▶ **PROBLEM TO WORK ON**:
Images are not part of the copy; write out the rest of the data exactly as given.

▶ **COLLECTED DATA**:

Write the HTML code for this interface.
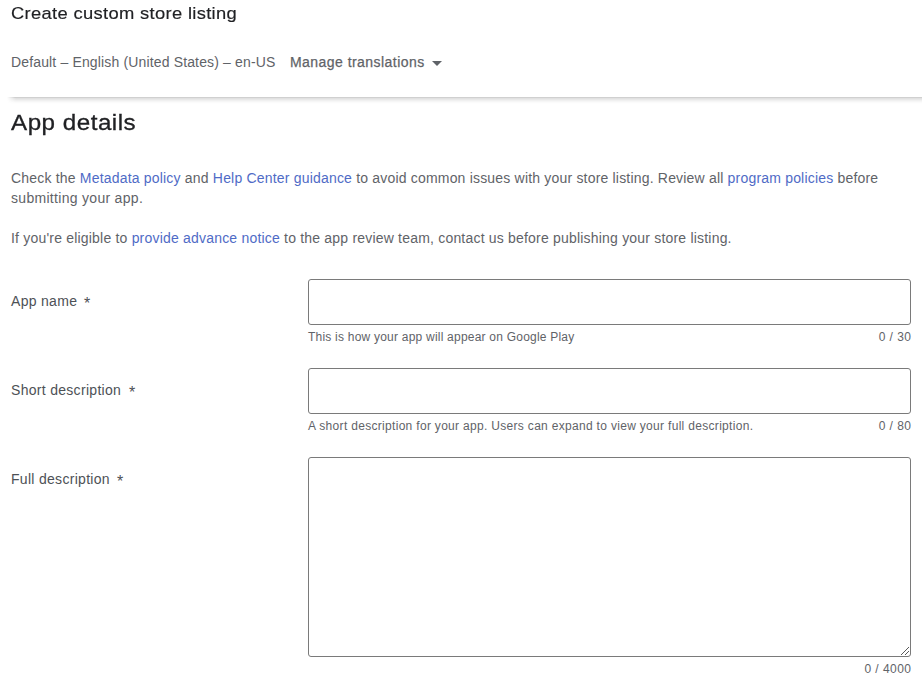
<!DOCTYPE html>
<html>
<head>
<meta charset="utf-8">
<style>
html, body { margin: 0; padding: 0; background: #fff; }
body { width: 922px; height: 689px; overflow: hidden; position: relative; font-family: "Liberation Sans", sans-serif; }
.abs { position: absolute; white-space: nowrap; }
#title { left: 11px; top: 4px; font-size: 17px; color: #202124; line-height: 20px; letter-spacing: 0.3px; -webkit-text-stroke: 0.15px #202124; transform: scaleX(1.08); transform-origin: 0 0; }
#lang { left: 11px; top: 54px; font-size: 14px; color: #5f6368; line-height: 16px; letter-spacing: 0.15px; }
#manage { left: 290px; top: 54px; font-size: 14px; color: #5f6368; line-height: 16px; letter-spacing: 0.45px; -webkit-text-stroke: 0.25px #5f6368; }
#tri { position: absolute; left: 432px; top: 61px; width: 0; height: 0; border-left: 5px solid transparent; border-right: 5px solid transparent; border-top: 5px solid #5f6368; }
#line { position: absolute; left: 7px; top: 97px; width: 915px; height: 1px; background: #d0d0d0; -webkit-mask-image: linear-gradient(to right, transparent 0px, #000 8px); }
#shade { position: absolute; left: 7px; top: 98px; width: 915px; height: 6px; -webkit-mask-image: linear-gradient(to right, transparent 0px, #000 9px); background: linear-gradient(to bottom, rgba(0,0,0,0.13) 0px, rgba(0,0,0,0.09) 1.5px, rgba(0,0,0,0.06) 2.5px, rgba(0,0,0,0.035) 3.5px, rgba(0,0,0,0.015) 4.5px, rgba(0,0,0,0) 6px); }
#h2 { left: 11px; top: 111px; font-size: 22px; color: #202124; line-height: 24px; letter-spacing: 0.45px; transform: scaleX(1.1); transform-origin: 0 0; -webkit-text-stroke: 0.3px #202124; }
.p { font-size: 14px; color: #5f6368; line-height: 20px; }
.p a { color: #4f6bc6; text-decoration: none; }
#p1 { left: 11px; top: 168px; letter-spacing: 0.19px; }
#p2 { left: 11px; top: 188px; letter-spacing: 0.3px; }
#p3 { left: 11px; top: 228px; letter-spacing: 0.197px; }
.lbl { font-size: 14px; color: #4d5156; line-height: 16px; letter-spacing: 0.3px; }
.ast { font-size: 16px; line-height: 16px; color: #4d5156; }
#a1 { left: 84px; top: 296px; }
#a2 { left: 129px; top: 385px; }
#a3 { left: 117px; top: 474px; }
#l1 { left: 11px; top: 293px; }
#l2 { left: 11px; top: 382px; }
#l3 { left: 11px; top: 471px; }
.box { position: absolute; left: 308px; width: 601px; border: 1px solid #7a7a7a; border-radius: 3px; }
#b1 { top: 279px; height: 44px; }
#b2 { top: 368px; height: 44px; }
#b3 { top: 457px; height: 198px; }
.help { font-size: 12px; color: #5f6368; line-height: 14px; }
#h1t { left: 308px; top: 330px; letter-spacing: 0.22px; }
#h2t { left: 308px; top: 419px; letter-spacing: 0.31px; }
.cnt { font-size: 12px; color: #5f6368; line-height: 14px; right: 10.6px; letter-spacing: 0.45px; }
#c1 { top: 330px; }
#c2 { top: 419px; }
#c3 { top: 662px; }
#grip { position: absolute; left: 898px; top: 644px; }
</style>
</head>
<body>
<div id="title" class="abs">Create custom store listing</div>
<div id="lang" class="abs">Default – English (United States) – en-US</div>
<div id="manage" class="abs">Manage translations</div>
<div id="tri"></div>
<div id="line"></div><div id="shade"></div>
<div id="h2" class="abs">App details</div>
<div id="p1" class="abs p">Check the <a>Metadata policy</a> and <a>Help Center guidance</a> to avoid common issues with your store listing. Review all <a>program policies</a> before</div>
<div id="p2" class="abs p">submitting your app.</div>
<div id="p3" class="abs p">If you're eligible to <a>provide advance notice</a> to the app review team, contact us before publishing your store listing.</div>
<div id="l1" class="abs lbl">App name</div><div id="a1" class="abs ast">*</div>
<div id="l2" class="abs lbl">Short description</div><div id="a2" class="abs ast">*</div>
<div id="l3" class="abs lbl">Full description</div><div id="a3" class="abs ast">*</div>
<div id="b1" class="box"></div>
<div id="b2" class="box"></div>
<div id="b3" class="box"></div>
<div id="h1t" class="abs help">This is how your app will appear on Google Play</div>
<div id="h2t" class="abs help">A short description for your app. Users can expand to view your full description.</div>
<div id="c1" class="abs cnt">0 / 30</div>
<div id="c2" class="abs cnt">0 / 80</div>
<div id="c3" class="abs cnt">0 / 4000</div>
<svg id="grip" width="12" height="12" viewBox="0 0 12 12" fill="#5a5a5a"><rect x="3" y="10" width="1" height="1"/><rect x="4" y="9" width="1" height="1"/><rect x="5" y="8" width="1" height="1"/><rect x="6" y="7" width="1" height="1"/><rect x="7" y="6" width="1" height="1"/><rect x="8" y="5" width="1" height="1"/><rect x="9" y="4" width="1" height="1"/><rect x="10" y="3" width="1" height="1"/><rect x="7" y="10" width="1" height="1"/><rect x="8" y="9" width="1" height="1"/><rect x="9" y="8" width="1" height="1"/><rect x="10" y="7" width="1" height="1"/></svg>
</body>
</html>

▶ **COMPLETE ANSWER**:
Write the HTML code for this interface.
<!DOCTYPE html>
<html>
<head>
<meta charset="utf-8">
<style>
html, body { margin: 0; padding: 0; background: #fff; }
body { width: 922px; height: 689px; overflow: hidden; position: relative; font-family: "Liberation Sans", sans-serif; }
.abs { position: absolute; white-space: nowrap; }
#title { left: 11px; top: 4px; font-size: 17px; color: #202124; line-height: 20px; letter-spacing: 0.3px; -webkit-text-stroke: 0.15px #202124; transform: scaleX(1.08); transform-origin: 0 0; }
#lang { left: 11px; top: 54px; font-size: 14px; color: #5f6368; line-height: 16px; letter-spacing: 0.15px; }
#manage { left: 290px; top: 54px; font-size: 14px; color: #5f6368; line-height: 16px; letter-spacing: 0.45px; -webkit-text-stroke: 0.25px #5f6368; }
#tri { position: absolute; left: 432px; top: 61px; width: 0; height: 0; border-left: 5px solid transparent; border-right: 5px solid transparent; border-top: 5px solid #5f6368; }
#line { position: absolute; left: 7px; top: 97px; width: 915px; height: 1px; background: #d0d0d0; -webkit-mask-image: linear-gradient(to right, transparent 0px, #000 8px); }
#shade { position: absolute; left: 7px; top: 98px; width: 915px; height: 6px; -webkit-mask-image: linear-gradient(to right, transparent 0px, #000 9px); background: linear-gradient(to bottom, rgba(0,0,0,0.13) 0px, rgba(0,0,0,0.09) 1.5px, rgba(0,0,0,0.06) 2.5px, rgba(0,0,0,0.035) 3.5px, rgba(0,0,0,0.015) 4.5px, rgba(0,0,0,0) 6px); }
#h2 { left: 11px; top: 111px; font-size: 22px; color: #202124; line-height: 24px; letter-spacing: 0.45px; transform: scaleX(1.1); transform-origin: 0 0; -webkit-text-stroke: 0.3px #202124; }
.p { font-size: 14px; color: #5f6368; line-height: 20px; }
.p a { color: #4f6bc6; text-decoration: none; }
#p1 { left: 11px; top: 168px; letter-spacing: 0.19px; }
#p2 { left: 11px; top: 188px; letter-spacing: 0.3px; }
#p3 { left: 11px; top: 228px; letter-spacing: 0.197px; }
.lbl { font-size: 14px; color: #4d5156; line-height: 16px; letter-spacing: 0.3px; }
.ast { font-size: 16px; line-height: 16px; color: #4d5156; }
#a1 { left: 84px; top: 296px; }
#a2 { left: 129px; top: 385px; }
#a3 { left: 117px; top: 474px; }
#l1 { left: 11px; top: 293px; }
#l2 { left: 11px; top: 382px; }
#l3 { left: 11px; top: 471px; }
.box { position: absolute; left: 308px; width: 601px; border: 1px solid #7a7a7a; border-radius: 3px; }
#b1 { top: 279px; height: 44px; }
#b2 { top: 368px; height: 44px; }
#b3 { top: 457px; height: 198px; }
.help { font-size: 12px; color: #5f6368; line-height: 14px; }
#h1t { left: 308px; top: 330px; letter-spacing: 0.22px; }
#h2t { left: 308px; top: 419px; letter-spacing: 0.31px; }
.cnt { font-size: 12px; color: #5f6368; line-height: 14px; right: 10.6px; letter-spacing: 0.45px; }
#c1 { top: 330px; }
#c2 { top: 419px; }
#c3 { top: 662px; }
#grip { position: absolute; left: 898px; top: 644px; }
</style>
</head>
<body>
<div id="title" class="abs">Create custom store listing</div>
<div id="lang" class="abs">Default – English (United States) – en-US</div>
<div id="manage" class="abs">Manage translations</div>
<div id="tri"></div>
<div id="line"></div><div id="shade"></div>
<div id="h2" class="abs">App details</div>
<div id="p1" class="abs p">Check the <a>Metadata policy</a> and <a>Help Center guidance</a> to avoid common issues with your store listing. Review all <a>program policies</a> before</div>
<div id="p2" class="abs p">submitting your app.</div>
<div id="p3" class="abs p">If you're eligible to <a>provide advance notice</a> to the app review team, contact us before publishing your store listing.</div>
<div id="l1" class="abs lbl">App name</div><div id="a1" class="abs ast">*</div>
<div id="l2" class="abs lbl">Short description</div><div id="a2" class="abs ast">*</div>
<div id="l3" class="abs lbl">Full description</div><div id="a3" class="abs ast">*</div>
<div id="b1" class="box"></div>
<div id="b2" class="box"></div>
<div id="b3" class="box"></div>
<div id="h1t" class="abs help">This is how your app will appear on Google Play</div>
<div id="h2t" class="abs help">A short description for your app. Users can expand to view your full description.</div>
<div id="c1" class="abs cnt">0 / 30</div>
<div id="c2" class="abs cnt">0 / 80</div>
<div id="c3" class="abs cnt">0 / 4000</div>
<svg id="grip" width="12" height="12" viewBox="0 0 12 12" fill="#5a5a5a"><rect x="3" y="10" width="1" height="1"/><rect x="4" y="9" width="1" height="1"/><rect x="5" y="8" width="1" height="1"/><rect x="6" y="7" width="1" height="1"/><rect x="7" y="6" width="1" height="1"/><rect x="8" y="5" width="1" height="1"/><rect x="9" y="4" width="1" height="1"/><rect x="10" y="3" width="1" height="1"/><rect x="7" y="10" width="1" height="1"/><rect x="8" y="9" width="1" height="1"/><rect x="9" y="8" width="1" height="1"/><rect x="10" y="7" width="1" height="1"/></svg>
</body>
</html>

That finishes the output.